• **Task to carry out**
Pictures are to be left out. Copy exactly the lines from the one containing "Convert this screenshot" to the one containing "d: number |", both ends kept.

Code that builds pages

+-------+

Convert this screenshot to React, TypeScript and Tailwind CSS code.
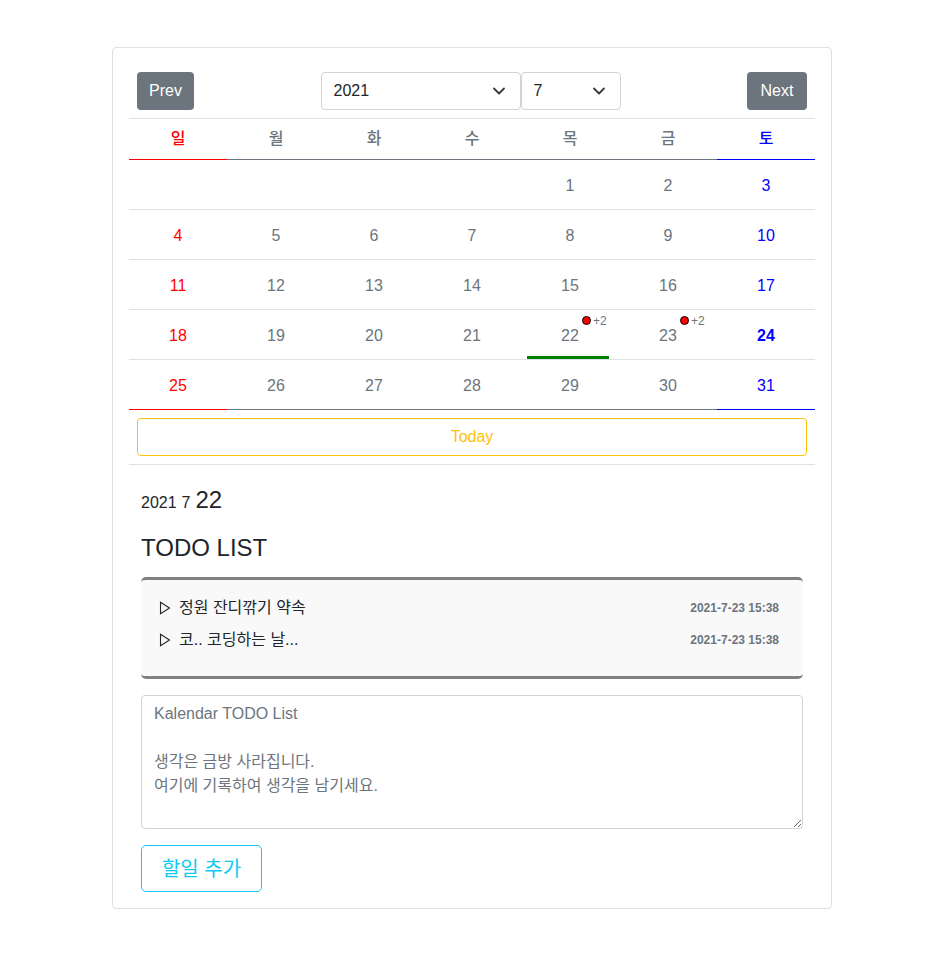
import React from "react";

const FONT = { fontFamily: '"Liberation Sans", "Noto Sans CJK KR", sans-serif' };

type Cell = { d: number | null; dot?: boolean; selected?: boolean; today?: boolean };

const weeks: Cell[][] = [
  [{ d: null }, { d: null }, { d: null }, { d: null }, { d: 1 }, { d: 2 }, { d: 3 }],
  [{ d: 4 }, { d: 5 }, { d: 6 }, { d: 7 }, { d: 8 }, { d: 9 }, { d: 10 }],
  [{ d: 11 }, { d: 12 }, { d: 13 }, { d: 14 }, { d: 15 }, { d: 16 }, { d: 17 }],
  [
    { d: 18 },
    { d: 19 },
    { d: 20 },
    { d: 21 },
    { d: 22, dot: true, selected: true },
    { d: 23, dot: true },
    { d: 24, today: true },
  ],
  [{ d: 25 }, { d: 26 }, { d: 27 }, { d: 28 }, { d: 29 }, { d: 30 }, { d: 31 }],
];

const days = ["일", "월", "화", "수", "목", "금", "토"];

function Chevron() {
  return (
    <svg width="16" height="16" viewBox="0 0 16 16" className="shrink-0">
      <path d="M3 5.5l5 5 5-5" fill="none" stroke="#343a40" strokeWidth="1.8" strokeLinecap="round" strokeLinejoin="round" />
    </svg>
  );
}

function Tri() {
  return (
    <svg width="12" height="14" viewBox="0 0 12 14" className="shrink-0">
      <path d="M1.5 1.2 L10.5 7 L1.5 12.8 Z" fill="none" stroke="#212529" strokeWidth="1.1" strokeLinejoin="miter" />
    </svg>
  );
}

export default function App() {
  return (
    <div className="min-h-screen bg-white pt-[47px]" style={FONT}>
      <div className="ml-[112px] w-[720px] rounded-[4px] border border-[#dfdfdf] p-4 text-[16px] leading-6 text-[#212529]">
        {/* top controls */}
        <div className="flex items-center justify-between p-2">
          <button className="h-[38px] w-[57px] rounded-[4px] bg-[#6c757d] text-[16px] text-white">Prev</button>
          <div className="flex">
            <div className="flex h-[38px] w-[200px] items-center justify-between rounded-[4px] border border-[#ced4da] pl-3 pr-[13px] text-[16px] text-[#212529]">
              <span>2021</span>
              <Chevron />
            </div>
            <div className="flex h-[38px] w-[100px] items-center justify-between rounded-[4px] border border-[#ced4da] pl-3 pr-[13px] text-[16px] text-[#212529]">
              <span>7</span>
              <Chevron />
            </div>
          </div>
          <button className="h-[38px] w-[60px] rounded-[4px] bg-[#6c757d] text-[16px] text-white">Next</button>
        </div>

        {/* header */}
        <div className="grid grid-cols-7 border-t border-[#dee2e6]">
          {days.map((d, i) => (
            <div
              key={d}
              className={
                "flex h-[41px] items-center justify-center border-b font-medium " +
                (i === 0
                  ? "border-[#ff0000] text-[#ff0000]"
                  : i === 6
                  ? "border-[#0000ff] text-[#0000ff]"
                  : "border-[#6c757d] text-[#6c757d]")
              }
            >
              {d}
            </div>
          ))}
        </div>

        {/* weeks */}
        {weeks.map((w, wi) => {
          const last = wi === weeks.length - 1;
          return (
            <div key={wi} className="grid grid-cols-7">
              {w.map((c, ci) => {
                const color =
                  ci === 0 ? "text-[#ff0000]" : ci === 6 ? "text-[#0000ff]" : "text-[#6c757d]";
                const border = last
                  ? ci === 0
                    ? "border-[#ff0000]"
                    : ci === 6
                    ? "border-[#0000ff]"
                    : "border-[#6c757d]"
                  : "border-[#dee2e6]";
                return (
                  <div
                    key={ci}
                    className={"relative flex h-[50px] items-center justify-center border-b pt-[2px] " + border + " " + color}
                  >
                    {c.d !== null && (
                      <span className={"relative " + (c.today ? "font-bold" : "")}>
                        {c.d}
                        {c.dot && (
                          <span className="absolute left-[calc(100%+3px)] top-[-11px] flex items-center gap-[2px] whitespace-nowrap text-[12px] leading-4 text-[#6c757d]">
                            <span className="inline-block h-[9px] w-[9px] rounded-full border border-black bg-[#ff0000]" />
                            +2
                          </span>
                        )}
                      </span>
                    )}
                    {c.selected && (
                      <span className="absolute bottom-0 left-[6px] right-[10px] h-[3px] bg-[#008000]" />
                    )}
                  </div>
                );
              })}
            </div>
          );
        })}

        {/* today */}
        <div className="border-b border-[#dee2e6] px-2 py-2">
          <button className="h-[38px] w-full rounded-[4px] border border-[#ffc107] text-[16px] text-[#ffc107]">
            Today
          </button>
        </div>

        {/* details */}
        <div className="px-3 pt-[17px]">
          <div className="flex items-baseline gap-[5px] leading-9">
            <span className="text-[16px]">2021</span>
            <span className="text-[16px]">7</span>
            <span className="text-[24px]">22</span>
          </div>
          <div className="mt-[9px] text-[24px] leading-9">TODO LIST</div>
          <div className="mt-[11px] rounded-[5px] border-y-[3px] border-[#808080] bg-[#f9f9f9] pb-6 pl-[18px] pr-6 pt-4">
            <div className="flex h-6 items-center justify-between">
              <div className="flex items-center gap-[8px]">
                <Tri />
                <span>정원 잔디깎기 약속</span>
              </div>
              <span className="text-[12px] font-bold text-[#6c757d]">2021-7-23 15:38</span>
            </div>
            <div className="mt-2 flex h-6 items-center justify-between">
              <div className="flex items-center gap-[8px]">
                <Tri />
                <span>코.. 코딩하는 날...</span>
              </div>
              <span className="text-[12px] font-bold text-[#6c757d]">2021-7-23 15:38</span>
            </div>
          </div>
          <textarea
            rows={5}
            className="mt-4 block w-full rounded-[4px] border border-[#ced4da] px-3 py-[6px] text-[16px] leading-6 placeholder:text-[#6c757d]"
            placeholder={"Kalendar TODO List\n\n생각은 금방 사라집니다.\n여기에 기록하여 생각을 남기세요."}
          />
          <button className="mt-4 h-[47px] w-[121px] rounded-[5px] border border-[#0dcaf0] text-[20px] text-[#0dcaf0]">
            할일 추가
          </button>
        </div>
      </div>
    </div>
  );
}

+-------+

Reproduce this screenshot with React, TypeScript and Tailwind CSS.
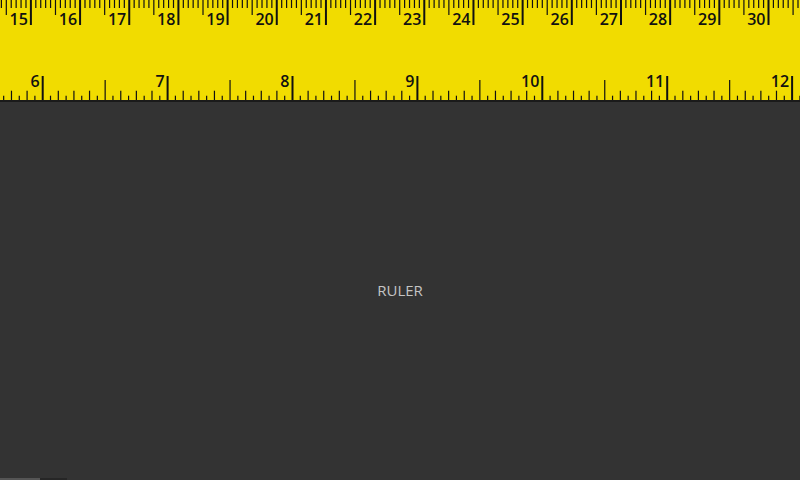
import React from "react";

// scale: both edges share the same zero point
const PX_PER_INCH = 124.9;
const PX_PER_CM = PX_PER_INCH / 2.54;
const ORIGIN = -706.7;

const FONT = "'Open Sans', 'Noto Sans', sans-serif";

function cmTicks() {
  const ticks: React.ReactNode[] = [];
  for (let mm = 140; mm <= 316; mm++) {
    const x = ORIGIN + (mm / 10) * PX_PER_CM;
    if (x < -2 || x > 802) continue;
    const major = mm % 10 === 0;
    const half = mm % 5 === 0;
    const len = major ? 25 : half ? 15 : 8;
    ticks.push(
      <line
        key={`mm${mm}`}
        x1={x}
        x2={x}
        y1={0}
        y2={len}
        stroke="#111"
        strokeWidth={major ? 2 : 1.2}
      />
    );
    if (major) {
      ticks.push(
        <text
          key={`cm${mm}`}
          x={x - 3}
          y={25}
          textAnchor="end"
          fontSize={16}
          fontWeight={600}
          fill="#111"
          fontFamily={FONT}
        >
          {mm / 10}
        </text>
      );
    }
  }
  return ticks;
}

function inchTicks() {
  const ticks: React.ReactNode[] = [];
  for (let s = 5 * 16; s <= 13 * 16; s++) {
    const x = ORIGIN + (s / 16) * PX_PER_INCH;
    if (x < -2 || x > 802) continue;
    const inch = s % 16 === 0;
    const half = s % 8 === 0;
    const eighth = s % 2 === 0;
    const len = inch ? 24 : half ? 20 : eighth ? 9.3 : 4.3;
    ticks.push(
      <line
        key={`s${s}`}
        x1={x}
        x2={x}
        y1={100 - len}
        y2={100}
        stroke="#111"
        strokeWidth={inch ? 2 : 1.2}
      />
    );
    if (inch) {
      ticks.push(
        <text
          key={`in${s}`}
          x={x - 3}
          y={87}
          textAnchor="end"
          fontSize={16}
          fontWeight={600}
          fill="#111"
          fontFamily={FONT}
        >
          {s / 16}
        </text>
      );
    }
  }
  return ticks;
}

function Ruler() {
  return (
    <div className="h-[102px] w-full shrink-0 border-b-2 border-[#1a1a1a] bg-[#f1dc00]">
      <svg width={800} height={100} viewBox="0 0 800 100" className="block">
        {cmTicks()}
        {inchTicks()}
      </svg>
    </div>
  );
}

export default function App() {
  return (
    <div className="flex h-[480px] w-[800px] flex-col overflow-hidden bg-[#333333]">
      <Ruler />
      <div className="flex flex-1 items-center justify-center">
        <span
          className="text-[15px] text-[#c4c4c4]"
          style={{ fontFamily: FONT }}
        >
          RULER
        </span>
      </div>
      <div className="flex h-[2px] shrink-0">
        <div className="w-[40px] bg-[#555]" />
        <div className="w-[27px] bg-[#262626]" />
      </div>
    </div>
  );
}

+-------+

• **Problem solution**
Convert this screenshot to React, TypeScript and Tailwind CSS code.
import React from "react";

const FONT = { fontFamily: '"Liberation Sans", "Noto Sans CJK KR", sans-serif' };

type Cell = { d: number | null; dot?: boolean; selected?: boolean; today?: boolean };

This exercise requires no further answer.